Informal Settlements as Spatial Outcomes of Everyday Forms of Resistance: The Case of Three Depressed Communities in Quezon City

Marco Stefan B. Lagman


Informal settlements in the past decades have become ubiquitous features of the Philippine urban landscape that are commonly perceived in a negative light in Filipino popular culture. This paper puts forward a countervailing argument that more than being places of blight and despair, these communities, in reality, can not only be considered as the product of the urban poor’s need to access a scarce resource (i.e., living space) but also as spatial outcomes of a disadvantaged group’s continuing resistance against the state and the more socioeconomically advantaged sectors, particularly with respect to how resources in society should be distributed. Through key informant interviews and field observations in the informal settlements of Lookan, Mehan and Labrador1 in Quezon City, I argue that the methods employed by the residents of informal communities enable them to appropriate for themselves urban space that they do not legally own, and in the process utilize, develop, manage, and protect these usurped lands into viable spaces for living.
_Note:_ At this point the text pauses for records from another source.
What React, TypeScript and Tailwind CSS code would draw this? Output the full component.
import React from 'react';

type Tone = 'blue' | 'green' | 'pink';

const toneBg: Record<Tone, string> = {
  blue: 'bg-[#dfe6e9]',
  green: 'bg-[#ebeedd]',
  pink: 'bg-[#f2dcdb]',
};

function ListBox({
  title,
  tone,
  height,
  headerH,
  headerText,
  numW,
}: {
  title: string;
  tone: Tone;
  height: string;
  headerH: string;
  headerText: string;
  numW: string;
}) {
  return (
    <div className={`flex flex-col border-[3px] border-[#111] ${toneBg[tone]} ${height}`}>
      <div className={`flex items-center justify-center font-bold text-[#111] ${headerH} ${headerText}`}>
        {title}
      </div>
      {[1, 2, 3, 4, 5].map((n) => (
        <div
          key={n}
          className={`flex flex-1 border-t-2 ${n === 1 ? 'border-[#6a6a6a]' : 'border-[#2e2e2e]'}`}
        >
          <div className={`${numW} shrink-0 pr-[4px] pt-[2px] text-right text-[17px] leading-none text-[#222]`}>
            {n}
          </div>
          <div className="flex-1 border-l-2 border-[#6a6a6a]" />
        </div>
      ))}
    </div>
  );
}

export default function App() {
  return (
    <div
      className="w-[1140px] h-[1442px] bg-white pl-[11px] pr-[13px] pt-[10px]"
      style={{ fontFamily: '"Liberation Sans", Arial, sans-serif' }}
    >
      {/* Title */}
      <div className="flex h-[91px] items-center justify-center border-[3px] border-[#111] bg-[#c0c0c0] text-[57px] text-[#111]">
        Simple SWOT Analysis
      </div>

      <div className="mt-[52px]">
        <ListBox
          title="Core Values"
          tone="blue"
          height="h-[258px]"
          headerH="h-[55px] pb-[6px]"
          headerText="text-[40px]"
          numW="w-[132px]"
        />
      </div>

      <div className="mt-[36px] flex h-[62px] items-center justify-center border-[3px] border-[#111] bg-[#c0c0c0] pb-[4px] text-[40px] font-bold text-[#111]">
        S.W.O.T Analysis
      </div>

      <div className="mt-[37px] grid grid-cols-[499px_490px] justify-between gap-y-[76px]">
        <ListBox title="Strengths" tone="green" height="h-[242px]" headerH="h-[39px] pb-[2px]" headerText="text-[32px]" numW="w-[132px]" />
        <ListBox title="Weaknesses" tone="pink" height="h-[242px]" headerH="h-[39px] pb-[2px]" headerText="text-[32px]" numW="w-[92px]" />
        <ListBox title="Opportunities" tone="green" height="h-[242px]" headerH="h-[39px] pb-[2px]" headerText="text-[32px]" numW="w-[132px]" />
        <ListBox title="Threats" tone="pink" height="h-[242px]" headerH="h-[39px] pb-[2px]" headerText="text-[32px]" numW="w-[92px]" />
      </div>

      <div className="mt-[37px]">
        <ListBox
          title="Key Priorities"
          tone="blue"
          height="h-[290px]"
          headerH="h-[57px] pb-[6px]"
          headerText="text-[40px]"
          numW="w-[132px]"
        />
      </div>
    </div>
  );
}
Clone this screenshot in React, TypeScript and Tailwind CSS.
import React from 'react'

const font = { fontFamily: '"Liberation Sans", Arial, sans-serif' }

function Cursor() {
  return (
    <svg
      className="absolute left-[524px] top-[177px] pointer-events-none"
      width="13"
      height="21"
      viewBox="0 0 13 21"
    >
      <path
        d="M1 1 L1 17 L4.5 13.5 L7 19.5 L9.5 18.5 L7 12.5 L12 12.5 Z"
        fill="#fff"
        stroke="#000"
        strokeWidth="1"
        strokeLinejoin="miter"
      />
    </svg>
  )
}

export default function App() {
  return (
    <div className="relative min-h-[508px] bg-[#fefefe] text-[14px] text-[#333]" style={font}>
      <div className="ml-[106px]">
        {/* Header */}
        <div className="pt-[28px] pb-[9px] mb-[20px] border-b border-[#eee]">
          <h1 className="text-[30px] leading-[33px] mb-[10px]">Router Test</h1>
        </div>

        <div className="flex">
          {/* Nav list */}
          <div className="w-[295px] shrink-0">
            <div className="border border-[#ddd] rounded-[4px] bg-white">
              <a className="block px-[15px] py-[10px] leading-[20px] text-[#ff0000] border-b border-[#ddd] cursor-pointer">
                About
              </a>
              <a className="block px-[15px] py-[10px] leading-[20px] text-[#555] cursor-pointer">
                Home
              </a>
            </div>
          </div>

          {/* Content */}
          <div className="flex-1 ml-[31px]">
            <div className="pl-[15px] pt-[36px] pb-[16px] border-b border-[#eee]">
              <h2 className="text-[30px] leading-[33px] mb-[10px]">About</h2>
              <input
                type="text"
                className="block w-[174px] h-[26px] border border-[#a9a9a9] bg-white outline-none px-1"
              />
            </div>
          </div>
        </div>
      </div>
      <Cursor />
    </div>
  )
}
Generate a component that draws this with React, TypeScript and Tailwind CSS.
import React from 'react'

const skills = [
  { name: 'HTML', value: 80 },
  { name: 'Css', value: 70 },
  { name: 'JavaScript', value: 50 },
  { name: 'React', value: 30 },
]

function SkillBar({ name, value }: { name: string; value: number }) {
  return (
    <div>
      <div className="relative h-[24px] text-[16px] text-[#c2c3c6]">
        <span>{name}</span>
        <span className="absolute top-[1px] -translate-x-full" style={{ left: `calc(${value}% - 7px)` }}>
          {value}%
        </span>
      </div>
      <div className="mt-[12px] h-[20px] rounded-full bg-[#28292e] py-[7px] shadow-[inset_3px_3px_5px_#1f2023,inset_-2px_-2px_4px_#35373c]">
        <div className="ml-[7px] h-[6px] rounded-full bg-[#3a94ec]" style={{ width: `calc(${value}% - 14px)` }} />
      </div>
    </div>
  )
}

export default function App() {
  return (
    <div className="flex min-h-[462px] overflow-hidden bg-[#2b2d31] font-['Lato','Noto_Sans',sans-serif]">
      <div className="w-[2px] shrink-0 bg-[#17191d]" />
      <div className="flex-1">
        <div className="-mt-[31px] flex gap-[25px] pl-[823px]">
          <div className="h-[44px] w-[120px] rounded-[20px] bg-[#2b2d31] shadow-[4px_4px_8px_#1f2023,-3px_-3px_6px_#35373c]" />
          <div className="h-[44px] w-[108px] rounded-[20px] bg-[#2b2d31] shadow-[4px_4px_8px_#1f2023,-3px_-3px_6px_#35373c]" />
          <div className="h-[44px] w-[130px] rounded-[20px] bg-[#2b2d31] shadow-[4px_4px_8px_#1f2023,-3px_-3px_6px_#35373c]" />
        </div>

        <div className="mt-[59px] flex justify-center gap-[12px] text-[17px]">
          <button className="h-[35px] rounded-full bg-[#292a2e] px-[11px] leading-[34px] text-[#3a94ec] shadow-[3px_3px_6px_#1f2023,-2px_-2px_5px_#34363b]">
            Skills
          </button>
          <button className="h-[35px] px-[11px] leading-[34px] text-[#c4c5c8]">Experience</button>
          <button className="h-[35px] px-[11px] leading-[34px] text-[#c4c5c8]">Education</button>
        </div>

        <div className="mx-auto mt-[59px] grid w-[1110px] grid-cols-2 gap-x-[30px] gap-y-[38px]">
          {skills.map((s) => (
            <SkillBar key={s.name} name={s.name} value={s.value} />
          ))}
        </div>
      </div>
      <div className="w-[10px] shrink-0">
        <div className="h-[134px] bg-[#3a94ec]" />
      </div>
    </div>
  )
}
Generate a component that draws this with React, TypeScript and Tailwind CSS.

Moreover, residents make a living in the areas they occupy without either the approval of its legal owners or the direct supervision and management of the state. These strategies reflect characteristics that are similar to activities that political scientist James C. Scott (1985) has classified as “the weapons of the weak” or the “everyday forms of resistance” of marginalized groups and adds a geographic component to the said paradigm.